Empathy in Leadership: Why Understanding Emotions Matters More Than Emotional Intelligence Alone
True leadership empathy goes beyond reading emotions—it requires acting on what you understand about others' inner lives.
- Emotional intelligence alone lets you recognize feelings; empathy demands you understand *why* someone feels that way and respond accordingly.
- Leaders who practice empathy build trust and psychological safety—employees perform better when they feel genuinely understood, not just managed.
- Empathy in action means adjusting your leadership style to fit individuals' needs, not applying a one-size-fits-all emotional toolkit.
Empathy in leadership is the ability to understand what someone else is experiencing—their fears, motivations, frustrations, hopes—and let that understanding shape how you lead them. It's different from emotional intelligence, which is the skill to recognize, name, and manage emotions (yours and others'). You can be emotionally intelligent and still miss what your team actually needs. A leader might notice an employee is withdrawn and offer them a day off, but if the real problem is feeling invisible in meetings, that fix misses the point. True empathy requires both perceiving emotion *and* understanding its source, then acting on that insight.
The Two Layers: Seeing vs. Understanding
Emotional intelligence gives you the first layer—the ability to read a room, notice tone shifts, and recognize when someone is upset. That's valuable. But it stops at the surface. Empathy goes deeper. It asks: *What is driving this emotion?* Is the anger about a decision, or about feeling unheard? Is the silence confidence or anxiety? Two people can show the same emotion for completely different reasons, and a leader who relies only on emotional intelligence might treat both the same way. Empathy requires curiosity. It means asking questions, listening without immediately trying to fix, and building a mental model of how that person sees their world.
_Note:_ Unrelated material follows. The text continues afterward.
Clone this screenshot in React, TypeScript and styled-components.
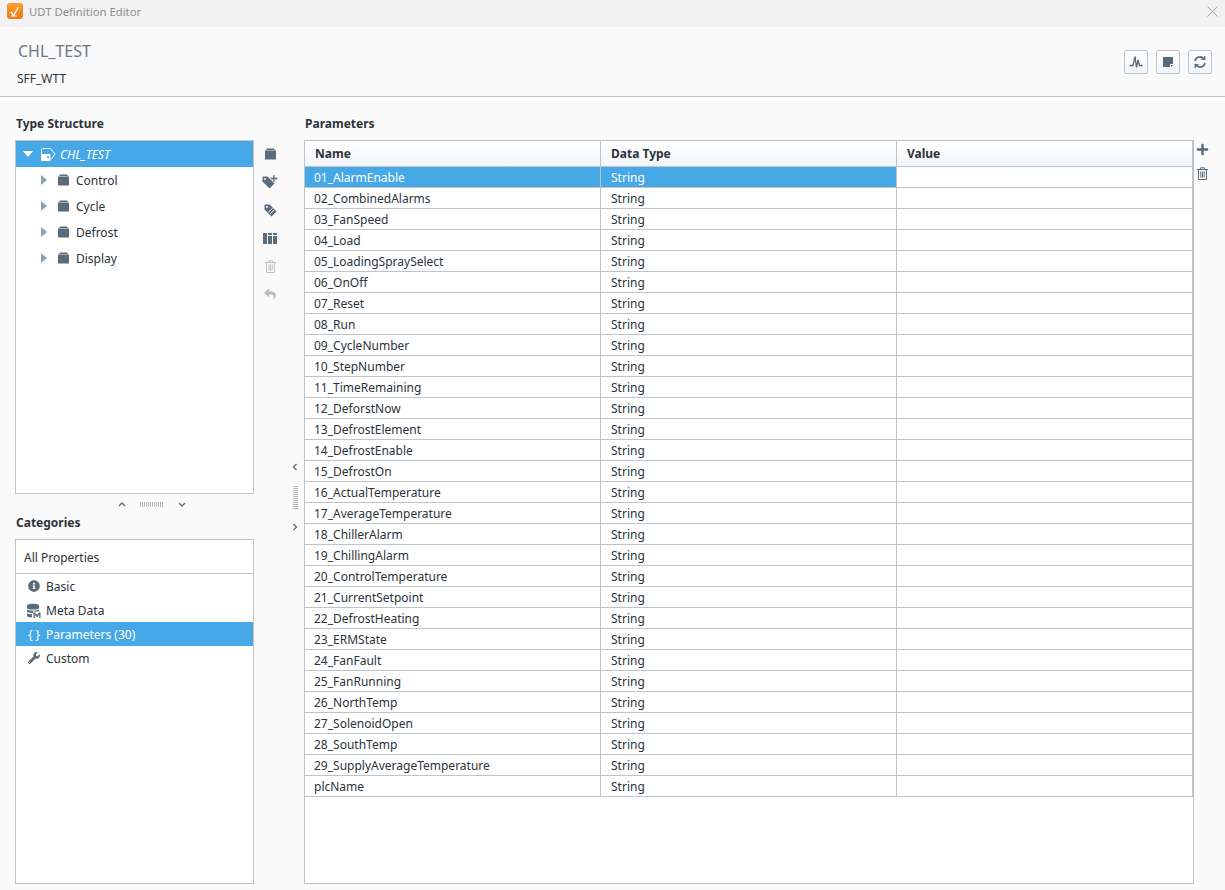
import React from 'react';
import styled, { createGlobalStyle } from 'styled-components';
import { FaInfoCircle, FaWrench, FaPlus, FaReply } from 'react-icons/fa';

const names = [
  '01_AlarmEnable', '02_CombinedAlarms', '03_FanSpeed', '04_Load', '05_LoadingSpraySelect',
  '06_OnOff', '07_Reset', '08_Run', '09_CycleNumber', '10_StepNumber', '11_TimeRemaining',
  '12_DeforstNow', '13_DefrostElement', '14_DefrostEnable', '15_DefrostOn', '16_ActualTemperature',
  '17_AverageTemperature', '18_ChillerAlarm', '19_ChillingAlarm', '20_ControlTemperature',
  '21_CurrentSetpoint', '22_DefrostHeating', '23_ERMState', '24_FanFault', '25_FanRunning',
  '26_NorthTemp', '27_SolenoidOpen', '28_SouthTemp', '29_SupplyAverageTemperature', 'plcName',
];

const iconColor = '#5a6b7b';
const lineColor = '#c0c4c8';
const selected = '#46a8e6';

const GlobalStyle = createGlobalStyle`
  html, body { margin: 0; padding: 0; background: #fafafa; }
  body { font-family: "Noto Sans", "Open Sans", sans-serif; font-size: 12px; color: #2c333a; }
`;

const Page = styled.div`
  width: 1225px;
  height: 890px;
  overflow: hidden;
  display: flex;
  flex-direction: column;
`;

const TitleBar = styled.div`
  height: 27px;
  background: #f2f2f2;
  display: flex;
  align-items: center;
  padding: 0 7px 5px 7px;
  box-sizing: border-box;
  color: #8a8f94;
  font-size: 11.3px;
  gap: 6px;
`;

const AppIcon = styled.div`
  width: 16px;
  height: 16px;
  border-radius: 3px;
  background: linear-gradient(#fb9d35, #ef7d12);
  display: flex;
  align-items: center;
  justify-content: center;
`;

const CloseBtn = styled.div`
  margin-left: auto;
  display: flex;
`;

const Header = styled.div`
  height: 70px;
  box-sizing: border-box;
  border-bottom: 1px solid ${lineColor};
  display: flex;
  justify-content: space-between;
  padding: 14px 13px 0 17px;
`;

const Title = styled.div`
  font-size: 16px;
  line-height: 20px;
  color: #6b7885;
  margin-left: 1px;
`;

const Subtitle = styled.div`
  font-size: 12px;
  line-height: 16px;
  margin-top: 10px;
  color: #2c333a;
`;

const HeaderTools = styled.div`
  display: flex;
  gap: 8px;
  padding-top: 9px;
`;

const ToolBtn = styled.div`
  width: 24px;
  height: 24px;
  box-sizing: border-box;
  border: 1px solid ${lineColor};
  border-radius: 2px;
  background: linear-gradient(#ffffff, #f2f5f8);
  display: flex;
  align-items: center;
  justify-content: center;
`;

const Body = styled.div`
  flex: 1;
  display: flex;
  padding: 18px 0 6px 15px;
  min-height: 0;
`;

const LeftColumn = styled.div`
  width: 239px;
  display: flex;
  flex-direction: column;
`;

const SectionLabel = styled.div`
  font-weight: 700;
  font-size: 12px;
  line-height: 18px;
  height: 25px;
  color: #2c333a;
  padding-left: 1px;
`;

const TreeBox = styled.div`
  height: 354px;
  box-sizing: border-box;
  background: #fff;
  border: 1px solid ${lineColor};
`;

const TreeRow = styled.div<{ $active?: boolean }>`
  height: 26px;
  box-sizing: border-box;
  display: flex;
  align-items: center;
  padding-left: ${p => (p.$active ? 7 : 25)}px;
  background: ${p => (p.$active ? selected : 'transparent')};
  color: ${p => (p.$active ? '#fff' : '#2c333a')};
  font-style: ${p => (p.$active ? 'italic' : 'normal')};
`;

const RootArrow = styled.span`
  width: 0;
  height: 0;
  border-left: 5px solid transparent;
  border-right: 5px solid transparent;
  border-top: 6px solid #fff;
  margin-right: 8px;
`;

const Arrow = styled.span`
  width: 0;
  height: 0;
  border-top: 5px solid transparent;
  border-bottom: 5px solid transparent;
  border-left: 6px solid #8ba0b2;
  margin-right: 10px;
`;

const Splitter = styled.div`
  height: 20px;
  box-sizing: border-box;
  display: flex;
  align-items: center;
  justify-content: center;
  gap: 14px;
  padding-left: 35px;
`;

const GripH = styled.div`
  width: 24px;
  height: 5px;
  background: repeating-linear-gradient(90deg, #b4b8bc 0 1px, transparent 1px 2px);
`;

const CategoryBox = styled.div`
  height: 345px;
  box-sizing: border-box;
  background: #fff;
  border: 1px solid ${lineColor};
`;

const AllRow = styled.div`
  height: 34px;
  box-sizing: border-box;
  border-bottom: 1px solid ${lineColor};
  display: flex;
  align-items: center;
  padding: 2px 0 0 8px;
`;

const CatRow = styled.div<{ $active?: boolean }>`
  height: 24px;
  box-sizing: border-box;
  display: flex;
  align-items: center;
  padding-left: 12px;
  gap: 6px;
  background: ${p => (p.$active ? selected : 'transparent')};
  color: ${p => (p.$active ? '#fff' : '#2c333a')};
`;

const CatIcon = styled.span`
  width: 12px;
  display: flex;
  justify-content: center;
  color: ${iconColor};
  font-size: 12px;
`;

const Braces = styled(CatIcon)`
  color: #fff;
  font-weight: 400;
  font-size: 12px;
  white-space: nowrap;
`;

const SideTools = styled.div`
  width: 32px;
  padding-top: 25px;
  display: flex;
  flex-direction: column;
  align-items: center;
`;

const SideTool = styled.div<{ $disabled?: boolean }>`
  height: 28px;
  display: flex;
  align-items: center;
  justify-content: center;
  color: ${p => (p.$disabled ? '#b8c0c8' : iconColor)};
  font-size: 12px;
`;

const Divider = styled.div`
  width: 18px;
  display: flex;
  flex-direction: column;
  align-items: center;
  justify-content: center;
  gap: 14px;
  height: 166px;
  margin-top: 299px;
`;

const GripV = styled.div`
  width: 5px;
  height: 24px;
  background: repeating-linear-gradient(0deg, #b4b8bc 0 1px, transparent 1px 2px);
`;

const RightColumn = styled.div`
  width: 890px;
  display: flex;
  flex-direction: column;
`;

const TableBox = styled.div`
  height: 744px;
  box-sizing: border-box;
  background: #fff;
  border: 1px solid ${lineColor};
`;

const Table = styled.div`
  display: grid;
  grid-template-columns: 296px 296px 296px;
`;

const HeadCell = styled.div`
  height: 26px;
  box-sizing: border-box;
  border-bottom: 1px solid ${lineColor};
  border-right: 1px solid ${lineColor};
  background: linear-gradient(#ffffff, #f2f5f8);
  font-weight: 700;
  display: flex;
  align-items: center;
  padding-left: 10px;
`;

const Cell = styled.div<{ $active?: boolean; $indent?: number }>`
  height: 21px;
  box-sizing: border-box;
  border-bottom: 1px solid ${lineColor};
  border-right: 1px solid ${lineColor};
  background: ${p => (p.$active ? selected : '#fff')};
  color: ${p => (p.$active ? '#fff' : '#2c333a')};
  display: flex;
  align-items: center;
  padding-left: ${p => p.$indent ?? 9}px;
  white-space: nowrap;
`;

const TableTools = styled.div`
  width: 32px;
  padding-top: 22px;
  display: flex;
  flex-direction: column;
  align-items: center;
  margin-left: -8px;
`;

const TableTool = styled.div`
  height: 24px;
  display: flex;
  align-items: center;
  justify-content: center;
  color: ${iconColor};
  font-size: 13px;
`;

const TreeLabel = styled.span`
  margin-left: 6px;
`;

const RootLabel = styled.span`
  margin-left: 4px;
`;

const Folder = ({ color = iconColor }: { color?: string }) => (
  <svg width="13" height="12" viewBox="0 0 13 12">
    <path d="M3 .5h7l1 1.500H2z" fill={color} />
    <path d="M1 2.800h11V11a.6.6 0 0 1-.6.6H1.600a.6.6 0 0 1-.6-.6z" fill={color} />
    <path d="M1 2.300h11v.8H1z" fill={color} opacity=".55" />
  </svg>
);

const Trash = ({ color = iconColor }: { color?: string }) => (
  <svg width="11" height="13" viewBox="0 0 11 13" fill="none" stroke={color} strokeWidth="1">
    <path d="M0 2.5h11M3.5 2.5V.8h4v1.700" />
    <path d="M1.500 2.500V12.500h8V2.500" />
    <path d="M3.800 4.500v6M5.500 4.500v6M7.200 4.500v6" />
  </svg>
);

const Chevron = ({ dir, size = 8 }: { dir: 'up' | 'down' | 'left' | 'right'; size?: number }) => {
  const d = { up: 'M1 6l3-3 3 3', down: 'M1 3l3 3 3-3', left: 'M5.500 1l-3 3 3 3', right: 'M2.500 1l3 3-3 3' }[dir];
  return (
    <svg width={size} height={size} viewBox="0 0 8 8" fill="none" stroke="#5a6b7b" strokeWidth="1.300">
      <path d={d} />
    </svg>
  );
};

const TypeIcon = () => (
  <svg width="15" height="13" viewBox="0 0 15 13">
    <path d="M.5 6V1.300A.8.8 0 0 1 1.300 .5H9.500L14 6l-4 5.500" fill="none" stroke="#fff" strokeWidth="1" />
    <rect x="0" y="6" width="9.500" height="7" rx=".6" fill="#fff" />
    <circle cx="7" cy="9" r="1.100" fill={selected} />
  </svg>
);

const TagShape = () => (
  <path d="M.5 1.500Q.5 .5 1.500 .5H5.500L12.500 7.500 7.500 12.500 .5 5.500z" fill={iconColor} />
);

const Tree = ({ label }: { label: string }) => (
  <TreeRow>
    <Arrow />
    <Folder />
    <TreeLabel>{label}</TreeLabel>
  </TreeRow>
);

export default function App() {
  return (
    <Page>
      <GlobalStyle />
      <TitleBar>
        <AppIcon>
          <svg width="10" height="11" viewBox="0 0 10 11" fill="none" stroke="#fff" strokeWidth="1.300">
            <path d="M1 6l2.500 3.500L8.500 1" />
            <path d="M1 10h6" strokeWidth="1" />
          </svg>
        </AppIcon>
        UDT Definition Editor
        <CloseBtn>
          <svg width="11" height="11" viewBox="0 0 11 11" fill="none" stroke="#a0a4a8" strokeWidth="1">
            <path d="M.5 .5l10 10M10.500 .5l-10 10" />
          </svg>
        </CloseBtn>
      </TitleBar>
      <Header>
        <div>
          <Title>CHL_TEST</Title>
          <Subtitle>SFF_WTT</Subtitle>
        </div>
        <HeaderTools>
          <ToolBtn>
            <svg width="14" height="14" viewBox="0 0 14 14" fill="none" stroke={iconColor} strokeWidth="1.300">
              <path d="M.5 10.500H4L6 1.500l1.500 11L9 5l1.500 5.500h3" />
            </svg>
          </ToolBtn>
          <ToolBtn>
            <svg width="12" height="12" viewBox="0 0 12 12">
              <path d="M1 1h10v7H8v3H1z" fill={iconColor} />
              <path d="M9 9h2L9 11z" fill={iconColor} />
            </svg>
          </ToolBtn>
          <ToolBtn>
            <svg width="14" height="14" viewBox="0 0 14 14" fill="none" stroke={iconColor} strokeWidth="1.600">
              <path d="M2 6a5 5 0 0 1 9-2" />
              <path d="M12 8a5 5 0 0 1-9 2" />
              <path d="M11.800 1v3.300H8.500M2.200 13V9.700h3.300" strokeWidth="1.300" />
            </svg>
          </ToolBtn>
        </HeaderTools>
      </Header>
      <Body>
        <LeftColumn>
          <SectionLabel>Type Structure</SectionLabel>
          <TreeBox>
            <TreeRow $active>
              <RootArrow />
              <TypeIcon />
              <RootLabel>CHL_TEST</RootLabel>
            </TreeRow>
            <Tree label="Control" />
            <Tree label="Cycle" />
            <Tree label="Defrost" />
            <Tree label="Display" />
          </TreeBox>
          <Splitter>
            <Chevron dir="up" />
            <GripH />
            <Chevron dir="down" />
          </Splitter>
          <SectionLabel>Categories</SectionLabel>
          <CategoryBox>
            <AllRow>All Properties</AllRow>
            <CatRow>
              <CatIcon><FaInfoCircle /></CatIcon>
              Basic
            </CatRow>
            <CatRow>
              <CatIcon>
                <svg width="14" height="15" viewBox="0 0 14 15" style={{ flexShrink: 0 }}>
                  <path d="M0 2.500C0 0 12 0 12 2.500V5C12 7 0 7 0 5z" fill={iconColor} />
                  <path d="M0 6.500C2 8 10 8 12 6.500V8.500H6V10C3 10 1 9.500 0 8.800z" fill={iconColor} />
                  <path d="M0 10.200C1 11 3 11.300 5 11.300V14.500C2.500 14.500 0 14 0 12.800z" fill={iconColor} />
                  <path d="M6.500 15V9.500h1.700L10 12 11.800 9.500H13.500V15h-1.300v-3.300L10 14.500 7.800 11.700V15z" fill={iconColor} />
                </svg>
              </CatIcon>
              Meta Data
            </CatRow>
            <CatRow $active>
              <Braces>{'{ }'}</Braces>
              Parameters (30)
            </CatRow>
            <CatRow>
              <CatIcon><FaWrench /></CatIcon>
              Custom
            </CatRow>
          </CategoryBox>
        </LeftColumn>
        <SideTools>
          <SideTool><Folder /></SideTool>
          <SideTool>
            <svg width="16" height="14" viewBox="0 0 16 14">
              <g transform="translate(0 1)">
                <TagShape />
                <circle cx="3" cy="3" r="1" fill="#fafafa" />
              </g>
              <path d="M11 0h1.800v2.600H15.500v1.800H12.800V7H11V4.400H8.400V2.600H11z" fill={iconColor} stroke="#fafafa" strokeWidth=".4" />
            </svg>
          </SideTool>
          <SideTool>
            <svg width="13" height="13" viewBox="0 0 13 13">
              <TagShape />
              <circle cx="3" cy="3" r="1" fill="#fafafa" />
              <path d="M4.300 8.300L8.300 4.300M6 10L10 6" stroke="#fafafa" strokeWidth="1" />
            </svg>
          </SideTool>
          <SideTool>
            <svg width="14" height="11" viewBox="0 0 14 11">
              <path d="M0 0h4v11H0zM5 0h4v2H5zM10 0h4v2h-4zM5 3h4v8H5zM10 3h4v8h-4z" fill={iconColor} />
            </svg>
          </SideTool>
          <SideTool $disabled><Trash color="#b8c0c8" /></SideTool>
          <SideTool $disabled><FaReply /></SideTool>
        </SideTools>
        <Divider>
          <Chevron dir="left" />
          <GripV />
          <Chevron dir="right" />
        </Divider>
        <RightColumn>
          <SectionLabel>Parameters</SectionLabel>
          <TableBox>
            <Table>
              <HeadCell>Name</HeadCell>
              <HeadCell>Data Type</HeadCell>
              <HeadCell>Value</HeadCell>
              {names.map((name, i) => (
                <React.Fragment key={name}>
                  <Cell $active={i === 0}>{name}</Cell>
                  <Cell $active={i === 0} $indent={10}>String</Cell>
                  <Cell />
                </React.Fragment>
              ))}
            </Table>
          </TableBox>
        </RightColumn>
        <TableTools>
          <TableTool><FaPlus /></TableTool>
          <TableTool><Trash /></TableTool>
        </TableTools>
      </Body>
    </Page>
  );
}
How Empathy Changes What Leaders Actually Do
A leader with emotional intelligence notices their engineer has been quiet in standups. They might respond by giving that person more space or checking in privately—both emotionally intelligent moves. A leader with empathy does that *and* investigates further. They learn the engineer is worried about being judged for asking "basic" questions, or they're struggling with imposter syndrome, or they're managing a sick parent and have no mental space. Once a leader understands the real source, they can respond in a way that actually helps: maybe creating a safe space to ask questions, or adjusting workload temporarily, or pairing them with a mentor. The response is tailored, not generic.
Empathy also changes how leaders communicate decisions. An emotionally intelligent leader might soften bad news with kindness. An empathetic leader anticipates how their specific team members will hear it and frames it in a way that respects their concerns. For someone who values autonomy, that means explaining *why* a decision was made and what input was considered. For someone who prioritizes stability, it means clarifying what won't change. Same decision, different delivery—because you understand what matters to each person.
Why It Matters: Trust, Retention, and Performance
Employees who feel genuinely understood—not just managed—show up differently. They're more likely to take interpersonal risks, admit mistakes early, and ask for help. They stay longer. They perform better on complex work because they're not spending energy protecting themselves or trying to decode what their leader really thinks. Empathetic leadership creates psychological safety, which research consistently links to innovation, learning, and resilience. When people believe their leader understands their constraints and cares about their growth, they're willing to stretch. When they feel like a resource to be optimized, they protect themselves.
This matters especially during change, conflict, or high-pressure periods. Emotional intelligence helps a leader stay calm and composed. Empathy helps them lead in a way that doesn't leave people feeling abandoned or used. It's the difference between "I understand this is hard" (emotional intelligence) and "I understand this is hard *for you specifically* because of X, and here's what I can actually do" (empathy in action).
- Ask open questions and listen without planning your response—find out what the situation means to them, not just what happened.
- Notice patterns in how individuals respond to stress, feedback, or change; use those to anticipate needs before they become crises.
- Adjust your leadership style by person, not by role; one direct report may need autonomy, another may need structure and check-ins.
- Admit when you don't understand; say 'Help me understand what you're experiencing' rather than assuming.
The Risk of Emotional Intelligence Without Empathy
A leader can be highly emotionally intelligent and still be manipulative or disconnected. They might read emotions perfectly to persuade people toward a goal that serves only the leader, or they might use emotional awareness to avoid conflict without ever addressing what's actually wrong. They might recognize anxiety in the room and smooth it over with charm, leaving the underlying problem untouched. Empathy is the guardrail—it keeps emotional skill pointed toward understanding and serving others, not just managing them.